Originality: The dial appears correct, hands fit the period, and buckle is signed but may be later. Positive overall.
Condition: Light wear, sharp case lines, no major dial damage. Strong.
Documentation: No box or papers, but the seller has a solid reputation and transparent photos. Neutral to slightly positive.
Cost to correct: A routine service may be due. Subtract that expected cost from your comfort range.
Liquidity: Moderate. Attractive to informed collectors, but not as instantly liquid as a more mainstream sports reference.
Conclusion: This can be a good buy if the watch is priced in line with honest dress-watch demand and not treated as a trophy piece solely because of the AP name.
Example 2: Early Royal Oak with case concerns
You find a vintage AP Royal Oak from an appealing early period. The listing mentions recent service and includes bracelet photos, but the bezel edges look soft and the bracelet may show wear.
Baseline: The reference has real collector interest, so the starting range is likely stronger than a typical dress piece.
Originality: Suppose the dial and hands appear right, which supports value.
Condition: The problem is geometry. If polishing has softened the bezel and case transitions, collector appeal can drop sharply even when the watch remains attractive in casual photos.
Documentation: Service history helps, but it does not erase case damage.
Cost to correct: Some issues cannot be fully corrected without further compromising the watch. That means the discount must be real, not symbolic.
Liquidity: Still potentially solid because of the model family, but condition-sensitive buyers may pass.
Conclusion: In this scenario, the watch may still be worth buying, but only if priced as a compromised example. Paying near top-tier money for a soft case is usually a difficult mistake to unwind.
Example 3: Unusual rare reference with weak documentation
You encounter a small-run or unusual vintage AP reference that appears rarely on the market. The design is compelling, but seller information is thin.
Baseline: Harder to define because direct comparables are limited.
Originality: Unclear. Without movement and dial detail, confidence is limited.
Condition: From photos alone, the watch looks acceptable but not exceptional.
Documentation: Weak.
Liquidity: Uncertain. The next buyer may be interested, but only if you can explain the watch clearly.
Conclusion: This is the kind of watch where rarity can tempt overpayment. Unless you have unusually strong subject knowledge, a conservative offer or a pass is often the better collector decision.

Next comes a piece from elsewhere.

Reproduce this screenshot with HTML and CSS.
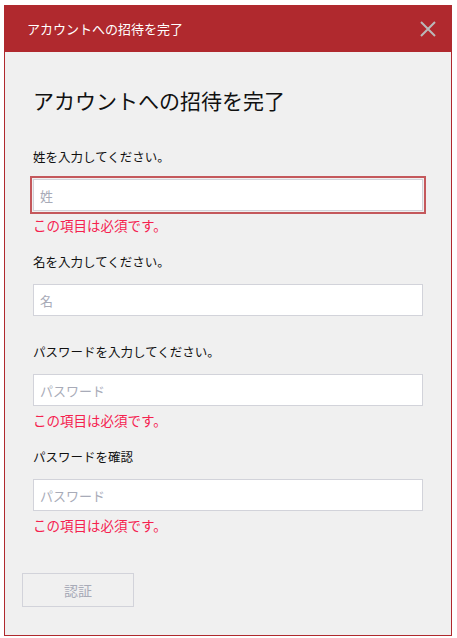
FILE: index.html
```html
<!DOCTYPE html>
<html lang="ja">
<head>
<meta charset="utf-8">
<link rel="stylesheet" href="styles.css">
</head>
<body>
<div class="dialog">
  <div class="titlebar">
    <span class="title">アカウントへの招待を完了</span>
    <svg class="close" width="16" height="16" viewBox="0 0 16 16"><path d="M1 1 L15 15 M15 1 L1 15" stroke="#b9b9b9" stroke-width="2" fill="none"/></svg>
  </div>
  <div class="panel">
    <h1 class="heading">アカウントへの招待を完了</h1>
    <div class="field">
      <div class="label">姓を入力してください。</div>
      <div class="input focused"><span class="ph">姓</span></div>
      <div class="error">この項目は必須です。</div>
    </div>
    <div class="field noerr">
      <div class="label">名を入力してください。</div>
      <div class="input"><span class="ph">名</span></div>
    </div>
    <div class="field">
      <div class="label">パスワードを入力してください。</div>
      <div class="input"><span class="ph">パスワード</span></div>
      <div class="error">この項目は必須です。</div>
    </div>
    <div class="field">
      <div class="label">パスワードを確認</div>
      <div class="input"><span class="ph">パスワード</span></div>
      <div class="error">この項目は必須です。</div>
    </div>
    <div class="btn">認証</div>
  </div>
</div>
</body>
</html>
```
FILE: styles.css
```css
html, body {
  margin: 0;
  padding: 0;
  background: #ffffff;
}
body {
  font-family: "Noto Sans CJK JP", "Noto Sans", sans-serif;
  color: #111;
}
.dialog {
  margin: 5px 0 0 4px;
  width: 448px;
  height: 631px;
  box-sizing: border-box;
  display: flex;
  flex-direction: column;
  background: #f0f0f0;
  border: 1px solid #b0292e;
  border-top: none;
}
.titlebar {
  height: 47px;
  margin: 0 -1px;
  background: #b0292e;
  display: flex;
  align-items: center;
  justify-content: space-between;
  padding: 0 16px 0 23px;
  flex-shrink: 0;
}
.title {
  color: #fff;
  font-size: 13px;
  line-height: 18px;
}
.close {
  display: block;
  width: 16px;
  height: 16px;
}
.panel {
  padding: 33px 0 0 28px;
}
.heading {
  margin: 0 0 33px 0;
  font-weight: normal;
  font-size: 21px;
  line-height: 30px;
  color: #111;
}
.field {
  margin-bottom: 19px;
}
.field.noerr {
  margin-bottom: 27px;
}
.label {
  font-size: 12.5px;
  line-height: 18px;
  margin-bottom: 13px;
}
.input {
  width: 390px;
  height: 32px;
  box-sizing: border-box;
  background: #fff;
  border: 1px solid #d2d3da;
  display: flex;
  align-items: center;
  padding-left: 6px;
}
.input.focused {
  outline: 2px solid #c4585c;
  outline-offset: 1px;
}
.ph {
  font-size: 13px;
  color: #a8abb8;
}
.error {
  margin-top: 5px;
  font-size: 13.5px;
  line-height: 18px;
  color: #f5224f;
}
.btn {
  margin: 39px 0 0 -11px;
  width: 112px;
  height: 34px;
  box-sizing: border-box;
  border: 1px solid #d2d3da;
  display: flex;
  align-items: center;
  justify-content: center;
  font-size: 14px;
  color: #a8abb8;
}
```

Example 4: Better watch versus better deal
Suppose you are choosing between two vintage AP watches:
- Watch A is more expensive, with stronger originality, better case lines, and a trusted seller.
- Watch B is cheaper, recently polished, uncertain on dial originality, and sold by a less transparent source.

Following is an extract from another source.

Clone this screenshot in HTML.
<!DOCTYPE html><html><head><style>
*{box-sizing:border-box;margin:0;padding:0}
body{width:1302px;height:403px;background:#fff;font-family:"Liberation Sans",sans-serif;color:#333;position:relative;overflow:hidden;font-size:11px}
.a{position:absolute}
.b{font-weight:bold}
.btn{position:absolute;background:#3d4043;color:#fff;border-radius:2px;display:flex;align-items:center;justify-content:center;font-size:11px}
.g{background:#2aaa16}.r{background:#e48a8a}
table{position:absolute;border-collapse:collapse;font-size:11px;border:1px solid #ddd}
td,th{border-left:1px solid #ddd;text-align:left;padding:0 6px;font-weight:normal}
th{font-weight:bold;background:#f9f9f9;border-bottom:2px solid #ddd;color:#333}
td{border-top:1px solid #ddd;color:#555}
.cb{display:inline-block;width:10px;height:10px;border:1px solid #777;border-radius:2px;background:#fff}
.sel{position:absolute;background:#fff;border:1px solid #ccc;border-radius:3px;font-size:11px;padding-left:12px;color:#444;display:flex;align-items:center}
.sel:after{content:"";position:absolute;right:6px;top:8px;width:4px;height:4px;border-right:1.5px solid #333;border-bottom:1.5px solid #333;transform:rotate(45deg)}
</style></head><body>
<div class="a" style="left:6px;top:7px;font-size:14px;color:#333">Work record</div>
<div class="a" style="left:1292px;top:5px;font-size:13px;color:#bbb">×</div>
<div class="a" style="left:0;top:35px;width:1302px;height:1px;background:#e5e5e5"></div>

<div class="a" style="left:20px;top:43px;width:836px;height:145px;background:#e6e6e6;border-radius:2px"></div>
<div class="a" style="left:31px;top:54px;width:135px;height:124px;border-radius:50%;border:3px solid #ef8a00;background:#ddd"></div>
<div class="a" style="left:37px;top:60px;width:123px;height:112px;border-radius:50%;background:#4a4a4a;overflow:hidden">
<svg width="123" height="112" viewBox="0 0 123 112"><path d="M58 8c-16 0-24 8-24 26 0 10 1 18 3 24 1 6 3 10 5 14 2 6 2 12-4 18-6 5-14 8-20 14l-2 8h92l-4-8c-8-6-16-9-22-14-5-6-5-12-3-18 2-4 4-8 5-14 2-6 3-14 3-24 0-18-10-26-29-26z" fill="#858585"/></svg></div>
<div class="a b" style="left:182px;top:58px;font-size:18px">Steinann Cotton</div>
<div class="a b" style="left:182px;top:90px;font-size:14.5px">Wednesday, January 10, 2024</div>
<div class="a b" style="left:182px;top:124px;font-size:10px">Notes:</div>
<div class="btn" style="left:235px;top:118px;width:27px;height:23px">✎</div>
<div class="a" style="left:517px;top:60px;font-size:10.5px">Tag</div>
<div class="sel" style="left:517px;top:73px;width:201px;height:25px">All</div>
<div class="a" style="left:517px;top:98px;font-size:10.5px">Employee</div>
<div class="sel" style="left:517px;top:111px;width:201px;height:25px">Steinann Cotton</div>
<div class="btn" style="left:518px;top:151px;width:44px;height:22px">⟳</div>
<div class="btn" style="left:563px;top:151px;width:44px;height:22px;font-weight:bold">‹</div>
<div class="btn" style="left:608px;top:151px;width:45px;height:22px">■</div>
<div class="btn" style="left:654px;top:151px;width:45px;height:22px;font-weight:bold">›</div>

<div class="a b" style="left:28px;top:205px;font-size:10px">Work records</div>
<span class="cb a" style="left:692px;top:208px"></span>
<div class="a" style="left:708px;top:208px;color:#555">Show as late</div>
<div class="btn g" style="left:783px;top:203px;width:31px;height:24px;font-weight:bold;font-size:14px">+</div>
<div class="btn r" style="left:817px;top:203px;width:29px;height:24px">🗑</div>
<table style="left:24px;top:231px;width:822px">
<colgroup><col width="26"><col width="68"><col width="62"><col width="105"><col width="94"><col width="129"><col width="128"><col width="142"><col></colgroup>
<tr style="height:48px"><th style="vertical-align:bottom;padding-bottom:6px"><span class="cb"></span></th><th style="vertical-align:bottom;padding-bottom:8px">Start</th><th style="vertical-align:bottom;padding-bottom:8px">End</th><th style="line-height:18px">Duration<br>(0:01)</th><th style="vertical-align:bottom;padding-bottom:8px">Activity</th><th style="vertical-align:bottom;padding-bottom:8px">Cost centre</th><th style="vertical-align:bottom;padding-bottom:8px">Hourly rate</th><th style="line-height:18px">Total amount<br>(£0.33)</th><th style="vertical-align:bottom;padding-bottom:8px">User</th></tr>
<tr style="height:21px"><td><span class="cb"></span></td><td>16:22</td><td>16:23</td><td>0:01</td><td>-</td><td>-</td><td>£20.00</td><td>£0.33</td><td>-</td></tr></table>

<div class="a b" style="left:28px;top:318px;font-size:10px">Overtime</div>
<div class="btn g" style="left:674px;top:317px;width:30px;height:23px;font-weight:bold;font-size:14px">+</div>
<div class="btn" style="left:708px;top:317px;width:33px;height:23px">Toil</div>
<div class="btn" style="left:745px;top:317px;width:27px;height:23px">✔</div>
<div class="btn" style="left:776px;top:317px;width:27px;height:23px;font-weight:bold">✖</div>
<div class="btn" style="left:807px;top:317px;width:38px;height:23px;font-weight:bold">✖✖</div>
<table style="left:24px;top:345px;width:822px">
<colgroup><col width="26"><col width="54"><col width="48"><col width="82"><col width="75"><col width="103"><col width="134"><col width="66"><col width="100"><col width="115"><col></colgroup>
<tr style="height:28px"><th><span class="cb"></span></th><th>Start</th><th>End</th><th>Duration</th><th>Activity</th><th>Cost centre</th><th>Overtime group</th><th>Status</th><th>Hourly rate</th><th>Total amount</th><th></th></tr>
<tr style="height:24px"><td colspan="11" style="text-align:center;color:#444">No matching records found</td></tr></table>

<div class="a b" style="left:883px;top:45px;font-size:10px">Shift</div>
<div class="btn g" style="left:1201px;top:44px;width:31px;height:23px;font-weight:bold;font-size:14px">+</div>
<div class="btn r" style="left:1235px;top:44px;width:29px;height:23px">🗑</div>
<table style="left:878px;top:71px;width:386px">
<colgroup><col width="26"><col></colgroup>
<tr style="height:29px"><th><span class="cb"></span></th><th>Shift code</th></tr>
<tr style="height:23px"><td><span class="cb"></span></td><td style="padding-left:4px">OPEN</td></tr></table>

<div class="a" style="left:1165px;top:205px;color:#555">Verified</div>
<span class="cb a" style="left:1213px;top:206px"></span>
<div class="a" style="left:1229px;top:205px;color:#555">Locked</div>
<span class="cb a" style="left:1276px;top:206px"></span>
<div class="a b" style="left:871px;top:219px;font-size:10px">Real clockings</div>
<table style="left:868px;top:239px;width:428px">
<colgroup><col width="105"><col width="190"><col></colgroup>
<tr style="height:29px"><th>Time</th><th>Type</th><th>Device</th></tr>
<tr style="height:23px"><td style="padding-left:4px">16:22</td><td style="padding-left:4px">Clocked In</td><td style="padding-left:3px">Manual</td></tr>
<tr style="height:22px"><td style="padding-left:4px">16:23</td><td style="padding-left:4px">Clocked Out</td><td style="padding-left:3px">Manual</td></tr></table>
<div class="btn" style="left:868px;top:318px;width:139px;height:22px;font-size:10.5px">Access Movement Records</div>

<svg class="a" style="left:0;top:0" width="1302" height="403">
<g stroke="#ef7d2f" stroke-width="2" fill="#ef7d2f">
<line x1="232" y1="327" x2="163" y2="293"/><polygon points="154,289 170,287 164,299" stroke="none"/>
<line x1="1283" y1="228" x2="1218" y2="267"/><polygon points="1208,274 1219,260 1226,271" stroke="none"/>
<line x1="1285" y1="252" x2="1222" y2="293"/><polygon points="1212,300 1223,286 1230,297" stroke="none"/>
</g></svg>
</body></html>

Collectors often frame this as a budget question, but it is really a total-cost question. Watch A may cost more upfront while carrying lower authentication risk, lower regret risk, and better resale liquidity. Watch B may only be the bargain if the discount is large enough to compensate for all three disadvantages.
This same thinking applies across the broader market for rare watches and vintage watches. For entry-level alternatives, see The Best Rare Watches Under $5000 for New Collectors. For shopping channels and risk control, see Where to Buy Rare Watches Online Safely.
When to recalculate
A vintage AP valuation is not something you do once and forget. You should revisit your estimate whenever one of the underlying inputs changes. That is what makes this guide useful over time.
Recalculate when:
- Comparable prices move. Even if your target watch has not changed, the surrounding market may have.

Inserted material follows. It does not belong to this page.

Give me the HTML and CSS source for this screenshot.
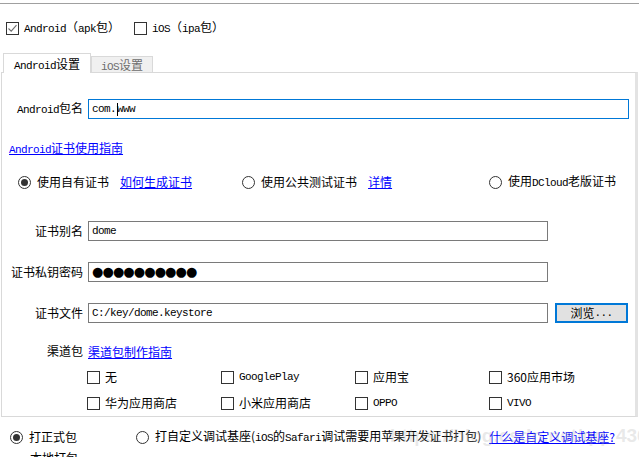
FILE: index.html
```html
<!DOCTYPE html>
<html lang="zh-CN">
<head>
<meta charset="utf-8">
<title>打包</title>
<link rel="stylesheet" href="styles.css">
</head>
<body>
<div class="page">
  <div class="topline"></div>

  <div class="targets">
    <label class="chk-item">
      <span class="box checked"><svg width="11" height="11" viewBox="0 0 11 11"><path d="M1.5 5.5 L4.2 8.2 L9.5 2.2" fill="none" stroke="#6e6e6e" stroke-width="1.1"/></svg></span>
      <span class="simsun"><span class="m">Android</span>（<span class="m">apk</span>包）</span>
    </label>
    <label class="chk-item">
      <span class="box"></span>
      <span class="simsun"><span class="m">iOS</span>（<span class="m">ipa</span>包）</span>
    </label>
  </div>

  <div class="tabs">
    <div class="tab active"><span class="m">Android</span>设置</div>
    <div class="tab"><span class="m">iOS</span>设置</div>
  </div>

  <div class="panel">
    <div class="form-row pkg-row">
      <div class="label"><span class="m">Android</span>包名</div>
      <div class="field focus wide"><span class="m">com.</span><span class="caret"></span><span class="m">www</span></div>
    </div>

    <div class="link-row"><a class="link" href="#"><span class="m">Android</span>证书使用指南</a></div>

    <div class="radio-row">
      <div class="opt opt1"><span class="radio on"></span><span>使用自有证书</span><a class="link yahei" href="#">如何生成证书</a></div>
      <div class="opt opt2"><span class="radio"></span><span>使用公共测试证书</span><a class="link yahei" href="#">详情</a></div>
      <div class="opt opt3"><span class="radio"></span><span>使用<span class="m">DCloud</span>老版证书</span></div>
    </div>

    <div class="form-row alias-row">
      <div class="label">证书别名</div>
      <div class="field narrow"><span class="m">dome</span></div>
    </div>

    <div class="form-row pwd-row">
      <div class="label">证书私钥密码</div>
      <div class="field narrow dots">●●●●●●●●●●</div>
    </div>

    <div class="form-row file-row">
      <div class="label">证书文件</div>
      <div class="field narrow"><span class="m">C:/key/dome.keystore</span></div>
      <div class="btn">浏览<span class="m">...</span></div>
    </div>

    <div class="form-row channel-row">
      <div class="label">渠道包</div>
      <a class="link" href="#">渠道包制作指南</a>
    </div>

    <div class="channels">
      <label class="chk-item"><span class="box"></span><span>无</span></label>
      <label class="chk-item"><span class="box"></span><span class="m">GooglePlay</span></label>
      <label class="chk-item"><span class="box"></span><span>应用宝</span></label>
      <label class="chk-item"><span class="box"></span><span>360应用市场</span></label>
      <label class="chk-item"><span class="box"></span><span>华为应用商店</span></label>
      <label class="chk-item"><span class="box"></span><span>小米应用商店</span></label>
      <label class="chk-item"><span class="box"></span><span class="m">OPPO</span></label>
      <label class="chk-item"><span class="box"></span><span class="m">VIVO</span></label>
    </div>
  </div>

  <div class="bottom-row">
    <div class="opt b1"><span class="radio on"></span><span>打正式包</span></div>
    <div class="opt b2"><span class="radio"></span><span>打自定义调试基座(<span class="m">iOS</span>的<span class="m">Safari</span>调试需要用苹果开发证书打包)</span><a class="link" href="#">什么是自定义调试基座?</a></div>
  </div>
  <div class="cut-row">本地打包</div>

  <div class="watermark">https://blog.csdn.net/qq_43681913</div>
</div>
</body>
</html>
```

FILE: styles.css
```css
* { box-sizing: border-box; }
html, body { margin: 0; padding: 0; background: #fff; }
body {
  font-family: "Noto Sans CJK SC", "Microsoft YaHei", sans-serif;
  font-size: 12px;
  color: #000;
  width: 639px;
  height: 457px;
  overflow: hidden;
}
.page { position: relative; width: 639px; height: 457px; overflow: hidden; }
.m { font-family: "Liberation Mono", "DejaVu Sans Mono", monospace; font-size: 11px; letter-spacing: -0.6px; }
.link { color: #0000ff; text-decoration: underline; text-underline-offset: 1px; }
.topline { height: 4px; border-bottom: 1px solid #a0a0a0; }

.targets {
  display: flex;
  align-items: center;
  height: 16px;
  margin-top: 16px;
  padding-left: 6px;
  gap: 14px;
}
.chk-item { display: flex; align-items: center; height: 16px; line-height: 16px; white-space: nowrap; }
.box {
  width: 13px; height: 13px;
  border: 1px solid #333;
  background: #fff;
  margin-right: 5px;
  display: inline-flex; align-items: center; justify-content: center;
  flex: none;
}
.box svg { display: block; }

.tabs { display: flex; align-items: flex-end; margin-top: 17px; padding-left: 3px; height: 19px; }
.tab {
  height: 16px;
  padding: 0 9px 0 9px;
  border: 1px solid #d9d9d9;
  border-bottom: none;
  background: #f0f0f0;
  color: #6d6d6d;
  line-height: 15px;
  font-size: 12px;
  white-space: nowrap;
}
.tab.active {
  height: 20px;
  background: #fff;
  color: #000;
  padding: 0 10px;
  line-height: 19px;
  margin-bottom: -1px;
  position: relative;
  z-index: 1;
}

.panel {
  margin-left: 1px;
  width: 637px;
  height: 345px;
  border: 1px solid #d9d9d9;
  border-right: 3px solid #e3e3e3;
  padding-bottom: 5px;
}
.form-row { display: flex; align-items: center; }
.label { width: 80px; margin-left: 1px; margin-right: 5px; text-align: right; white-space: nowrap; line-height: 16px; }
.field {
  height: 20px;
  border: 1px solid #7a7a7a;
  line-height: 18px;
  padding-left: 3px;
  white-space: nowrap;
  display: flex; align-items: center;
}
.field.focus { border-color: #0078d7; }
.field.wide { width: 541px; }
.field.narrow { width: 460px; }
.caret { display: inline-block; width: 1px; height: 13px; background: #000; margin-left: 1px; margin-right: -1px; }
.dots { letter-spacing: -0.9px; font-family: "DejaVu Sans", sans-serif; font-size: 13px; }
.pkg-row { margin-top: 26px; }
.link-row { margin-top: 21px; padding-left: 7px; height: 16px; line-height: 16px; }
.radio-row { margin-top: 18px; height: 16px; display: flex; align-items: center; }
.opt { display: flex; align-items: center; height: 16px; line-height: 16px; white-space: nowrap; }
.opt .link { margin-left: 11px; }
.opt1 { margin-left: 16px; }
.opt2 { margin-left: 50px; }
.opt3 { margin-left: 97px; }
.radio {
  width: 13px; height: 13px;
  border-radius: 50%;
  border: 1px solid #333;
  background: #fff;
  margin-right: 6px;
  display: inline-flex; align-items: center; justify-content: center;
  flex: none;
}
.radio.on::after { content: ""; width: 7px; height: 7px; border-radius: 50%; background: #333; }
.alias-row { margin-top: 31px; }
.pwd-row { margin-top: 21px; }
.file-row { margin-top: 21px; }
.btn {
  margin-left: 7px;
  width: 73px; height: 20px;
  border: 2px solid #0078d7;
  background: #e1e1e1;
  display: flex; align-items: center; justify-content: center;
  line-height: 16px;
}
.channel-row { margin-top: 20px; height: 16px; }
.channels {
  margin-top: 10px;
  margin-left: 85px;
  display: grid;
  grid-template-columns: repeat(4, 134px);
  row-gap: 10px;
}

.bottom-row { margin-top: 12px; height: 16px; display: flex; align-items: center; }
.b1 { margin-left: 10px; }
.b2 { margin-left: 59px; }
.b2 .link { margin-left: 8px; }
.cut-row { margin-top: 5px; margin-left: 30px; line-height: 16px; color: #000; }

.watermark {
  position: absolute;
  left: 390px;
  top: 425px;
  font-family: "Liberation Sans", sans-serif;
  font-weight: bold;
  font-size: 19px;
  color: rgba(180, 180, 180, 0.3);
  white-space: nowrap;
  pointer-events: none;
}
```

- New photos or movement images appear. Better evidence often changes originality confidence.
- An archival extract, service invoice, or ownership record is added. Documentation can shift both value and liquidity.
- You learn the watch has been polished, restored, or re-dialed. One new fact can materially alter fair price.
- Your intended holding period changes. A long-term collector may accept niche liquidity that a short-term buyer should avoid.
- Service estimates change. If repair complexity rises, your all-in cost changes too.
- The selling channel changes. A purchase from a specialist dealer, auction house, or private seller carries different risk and pricing expectations.
Before committing funds, take these practical steps:
- Write a one-paragraph summary of the watch in your own words.
- List what is confirmed, what is probable, and what is unknown.
- Estimate your all-in cost including service, shipping, taxes, insurance, and authentication.
- Decide whether the watch is a collector purchase, a style purchase, or a value purchase.
- Set a maximum price before negotiating.
- Be willing to walk away if too many assumptions remain unresolved.
The best vintage AP purchases usually feel clear, not urgent. A strong watch with coherent details, honest condition, and understandable provenance tends to remain attractive long after the excitement of the listing fades. If a watch requires too much explanation before you even own it, it will probably require even more explanation when you eventually sell it.
That is the central lesson of an AP collector guide: buy the best-understood example you can, not merely the most flattering photos or the lowest headline number. In vintage Audemars Piguet, clarity is often worth more than apparent savings.